When Germany's invasion of Poland in 1939 touched off World War II, Roosevelt called Congress into special session to revise the Neutrality Act to allow belligerents (in reality only Great Britain and France, both on the Allied side) to purchase munitions on a

cash-and-carry basis. On June 10, 1940, when Italy entered the war on the German side and when the fall of France was imminent, U.S. President declared that the United States would oppose their by all material resources of America. The USA possessed the strongest navy in the Pacific, while Britain controlled the Atlantic, The fall of Britain would give Germany the possibility to get hold of its navy, which would put the USA in the position between the two fronts on the two oceans.
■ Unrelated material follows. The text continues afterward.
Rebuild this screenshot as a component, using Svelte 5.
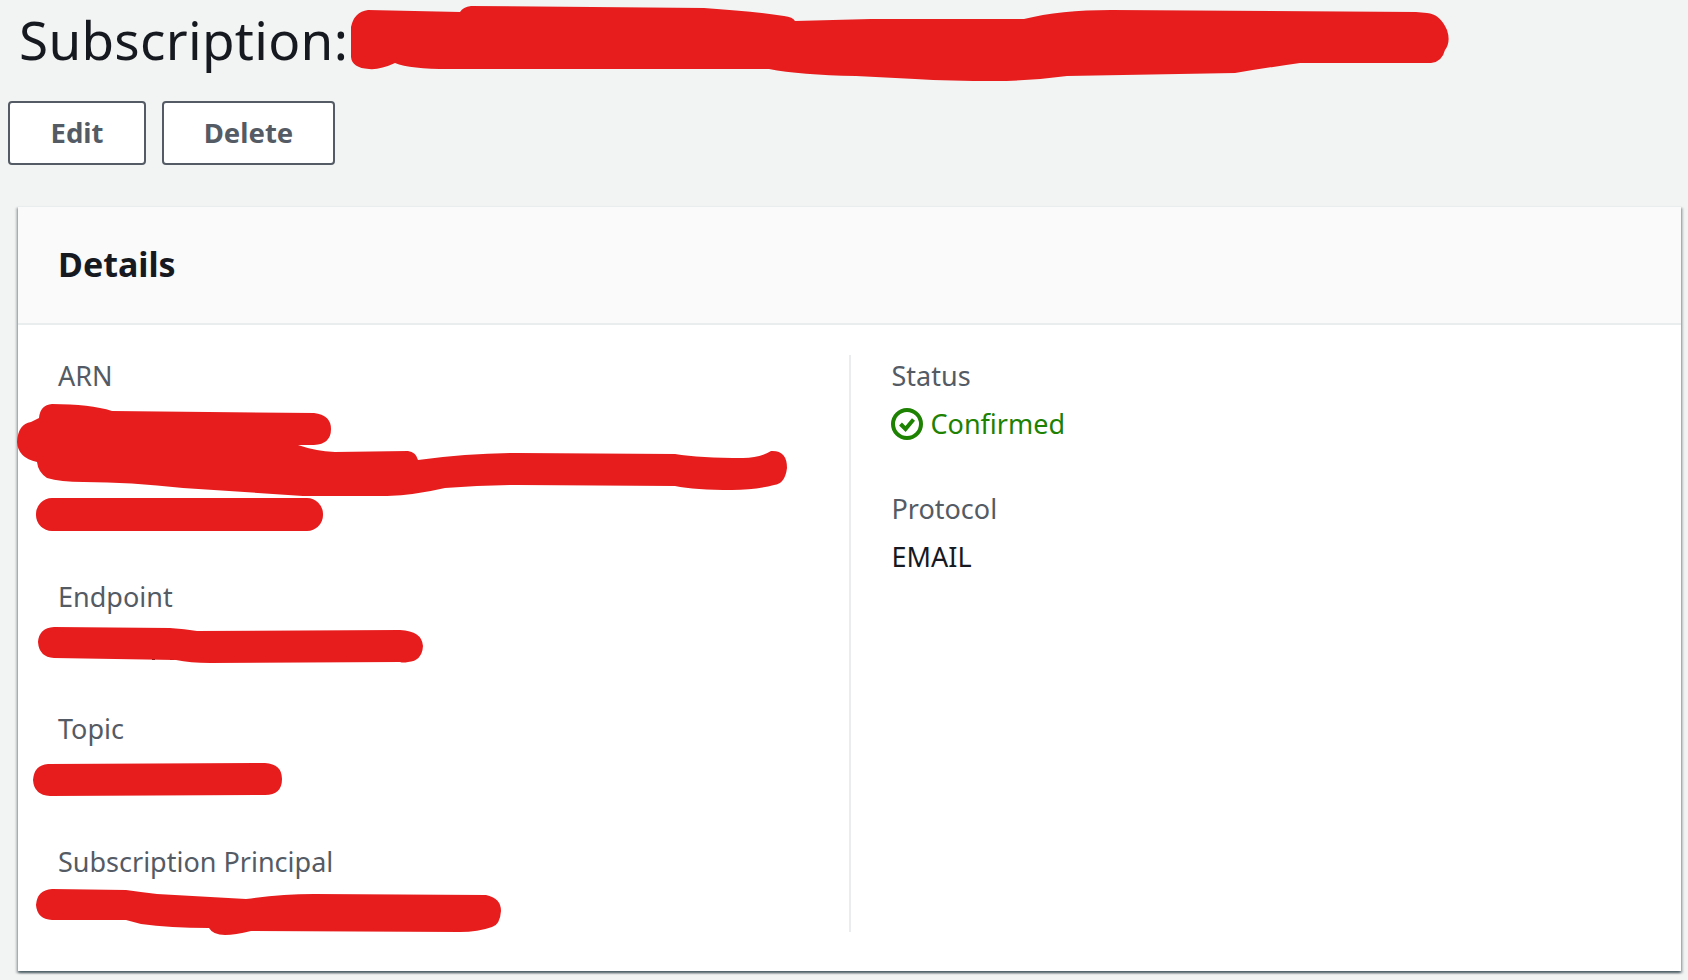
<script lang="ts">
  const leftFields = [
    { label: "ARN", lines: 3 },
    { label: "Endpoint", lines: 1 },
    { label: "Topic", lines: 1 },
    { label: "Subscription Principal", lines: 1 },
  ];
</script>

<div class="page">
  <h1 class="title">Subscription:</h1>

  <div class="actions">
    <button class="btn edit">Edit</button>
    <button class="btn delete">Delete</button>
  </div>

  <section class="card">
    <header class="card-head">
      <h2>Details</h2>
    </header>
    <div class="card-body">
      <div class="col">
        {#each leftFields as field}
          <div class="field">
            <div class="label">{field.label}</div>
            <div class="value" style="height: {field.lines * 44}px"></div>
          </div>
        {/each}
      </div>
      <div class="col right">
        <div class="field">
          <div class="label">Status</div>
          <div class="value status">
            <svg width="32" height="32" viewBox="0 0 32 32" fill="none" stroke="#1d8102" stroke-width="4">
              <circle cx="16" cy="16" r="14" />
              <polyline points="9.5,16 14.5,21 22.5,11.5" />
            </svg>
            <span>Confirmed</span>
          </div>
        </div>
        <div class="field">
          <div class="label">Protocol</div>
          <div class="value">EMAIL</div>
        </div>
      </div>
    </div>
  </section>

  <!-- red marker scribbles drawn over the page -->
  <svg class="scribbles" width="1688" height="980" viewBox="0 0 1688 980" fill="#e71d1d">
    <path d="M351 27 Q354 12 368 10 L460 12 Q463 7 471 6 L704 8 Q750 11 784 16 Q793 17 795 21 L871 19 L1024 19 Q1060 10 1111 10 L1416 12 L1427 13 Q1440 14 1447 30 Q1451 42 1445 50 Q1442 62 1431 63 L1300 63 Q1265 68 1235 73 L1067 76 Q1030 81 995 81 Q950 81 915 79 L856 76 Q800 75 769 69 L449 69 Q410 69 395 63 Q380 70 369 69 Q352 68 351 57 Z" />
    <path d="M39 418 Q40 405 52 404 Q90 404 112 411 L314 413 Q331 415 331 429 Q331 444 314 445 L298 445 Q315 451 335 452 L408 451 Q416 452 418 460 Q470 453 518 453 L675 454 Q700 458 743 458 Q760 458 771 451 Q787 450 787 468 Q785 484 774 485 Q755 490 732 490 Q695 490 675 486 L518 485 Q480 485 445 488 Q415 495 387 496 L303 496 L183 488 Q130 482 84 482 Q60 482 47 478 Q38 472 37 462 Q18 458 17 442 Q18 424 31 422 Z" />
    <rect x="36" y="498" width="287" height="33" rx="16" />
    <!-- bits of the endpoint text that stick out under the marker -->
    <rect x="152" y="655" width="3" height="5" fill="#16191f" />
    <rect x="170" y="655" width="4" height="5" fill="#16191f" />
    <path d="M38 642 Q39 628 54 627 L170 628 Q185 629 197 631 L400 630 Q422 631 423 646 Q422 661 408 662 Q403 663 400 662 L210 663 Q190 663 176 660 L54 658 Q39 657 38 642 Z" />
    <path d="M33 780 Q34 765 48 764 L265 763 Q282 764 282 779 Q282 795 265 795 L50 796 Q34 795 33 780 Z" />
    <path d="M36 905 Q37 890 52 889 L126 890 Q140 892 157 894 L246 899 Q280 894 314 894 L486 895 Q501 898 501 911 Q500 925 492 927 Q478 932 460 932 L251 931 Q235 935 225 935 Q213 935 209 928 Q170 928 141 924 L126 920 L52 920 Q37 919 36 905 Z" />
  </svg>
</div>

<style>
  :global(body) {
    margin: 0;
    background: #f2f3f3;
  }

  .page {
    position: relative;
    box-sizing: border-box;
    height: 980px;
    padding: 1px 7px 0 8px;
    font-family: "Noto Sans", "Liberation Sans", sans-serif;
    color: #16191f;
    overflow: hidden;
  }

  .title {
    margin: 0 0 0 11px;
    font-size: 53px;
    font-weight: 400;
    line-height: 78px;
    letter-spacing: 0.3px;
  }

  .actions {
    display: flex;
    gap: 16px;
    margin-top: 22px;
  }

  .btn {
    box-sizing: border-box;
    height: 64px;
    background: #fff;
    border: 2px solid #545b64;
    border-radius: 4px;
    color: #545b64;
    font-family: inherit;
    font-size: 27.5px;
    font-weight: 700;
    padding: 0 0 2px;
  }
  .btn.edit {
    width: 138px;
  }
  .btn.delete {
    width: 173px;
  }

  .card {
    margin: 41px 0 0 10px;
    background: #fff;
    box-shadow:
      0 2px 2px 0 rgba(0, 28, 36, 0.5),
      2px 2px 2px 0 rgba(0, 28, 36, 0.2),
      -2px 2px 2px 0 rgba(0, 28, 36, 0.2);
    border-top: 1px solid #eaeded;
  }

  .card-head {
    box-sizing: border-box;
    height: 118px;
    padding: 0 40px 2px;
    display: flex;
    align-items: center;
    background: #fafafa;
    border-bottom: 2px solid #eaeded;
  }
  .card-head h2 {
    margin: 0;
    font-size: 34px;
    font-weight: 700;
  }

  .card-body {
    display: grid;
    grid-template-columns: 1fr 1fr;
    padding: 30px 40px 39px;
  }

  .col.right {
    margin-left: -1px;
    border-left: 2px solid #eaeded;
    padding-left: 41px;
  }

  .field {
    margin-bottom: 40.5px;
  }
  .field:first-child {
    margin-top: -1px;
  }
  .field:last-child {
    margin-bottom: 0;
  }

  .label {
    color: #545b64;
    font-size: 27px;
    line-height: 44px;
    margin-bottom: 4px;
  }

  .value {
    font-size: 27px;
    line-height: 44px;
  }

  .status {
    display: flex;
    align-items: center;
    gap: 8px;
    color: #1d8102;
  }

  .status svg {
    margin-left: -1px;
  }

  .scribbles {
    position: absolute;
    left: 0;
    top: 0;
  }
</style>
Therefore, aid to Britain was vital for American stability. According to "Rainbow-2", Roosevelt started to aid the Allies. His Lend Lease Act committed the United States to supply them on credit. After France fell, he pursued this policy by aiding the British in their struggle against Germany and threw the resources of the United States behind the British. Roosevelt arranged for the transfer of surplus American war material to the British under various arrangements. The British decided to rely on the United States unreservedly and without regard to their ability to pay. The concept of lend lease was suggested to Roosevelt by Churchill in December 1940, proposing that the United States provide war materials, foodstuffs, and clothing to the democracies (and particularly to Great Britain) — Roosevelt agreed, and a bill to achieve this purpose was passed by the Congress in early 1941. Congress gave funds generously, amounting to almost $13,000,000,000 by November 1941. Other countries besides Britain began receiving lend-lease aid by this time, including China and the Soviet Union.

 

The question of how much and what type of additional aid should be given to the Allies became a major issue of presidential elections of 1940, in which Roosevelt won a decisive victory and was elected for an unprecedented third term. Public opinion polls preceding the election showed that most Americans favored Britain but still wished to stay out of war.

 

In August 1941 Roosevelt met with the British Prime minister, Winston Churchill, in Newfoundland to issue a set of war aims known as the Atlantic Charter. It called for national self-determination, larger economic opportunities, freedom from fear and want, freedom of the seas, and disarmament.

 

Although in retrospect U.S. entry into World War II seems inevitable, in 1941 it was still the subject of great debate. Isolationism was a great political force, and many influential individuals were determined that U.S. aid policy stop short of war. Despite isolationist resistance, Roosevelt pushed cautiously forward. Plan "Rainbow-4" presupposing the defense of the whole of the Western Hemisphere became the only one that received further revision and fulfillment. In late August the navy added British and Allied ships to its Icelandic convoys. Its orders were to shoot German and Italian warships on sight, thus making the United States an undeclared participant in the Battle of the Atlantic. During October one US destroyer was damaged by a German U-boat and another was sunk. The United States now embarked on an undeclared naval war against Germany, but Roosevelt avoided asking for a formal declaration of war. According to public opinion polls, a majority of Americans still hoped to remain neutral.

 

The war question was soon resolved by events in the Pacific. As much as a distant neutral country could, the United States had been supporting China in its war against Japan, yet it continued to sell Japan products and commodities essential to the Japanese war effort. Then, in July 1940, the United States applied an embargo on the sale of aviation gas, lubricants, and prime scrap metal to Japan. When Japanese armies invaded French Indochina in September with the purpose of establishing bases for an attack on the East Indies, the United embargoed all types of scrap iron and steel and by extending a loan to China. In response, Japan promptly signed a limited treaty of alliance, the Tripartite Pact, with Germany and Italy. Roosevelt extended a much larger loan to China and in December embargoed iron ore, pig iron, and a variety of other products.

 

Japan and the United States started negotiations in the spring of 1941. Neither country would compromise on the China question: Japan refusing to withdraw and the United States insisting upon it. Believing that Japan intended to attack the East Indies, the United States stopped exporting oil to Japan at the end of the summer. Japan reacted a few months later by attacking Pearl Harbor.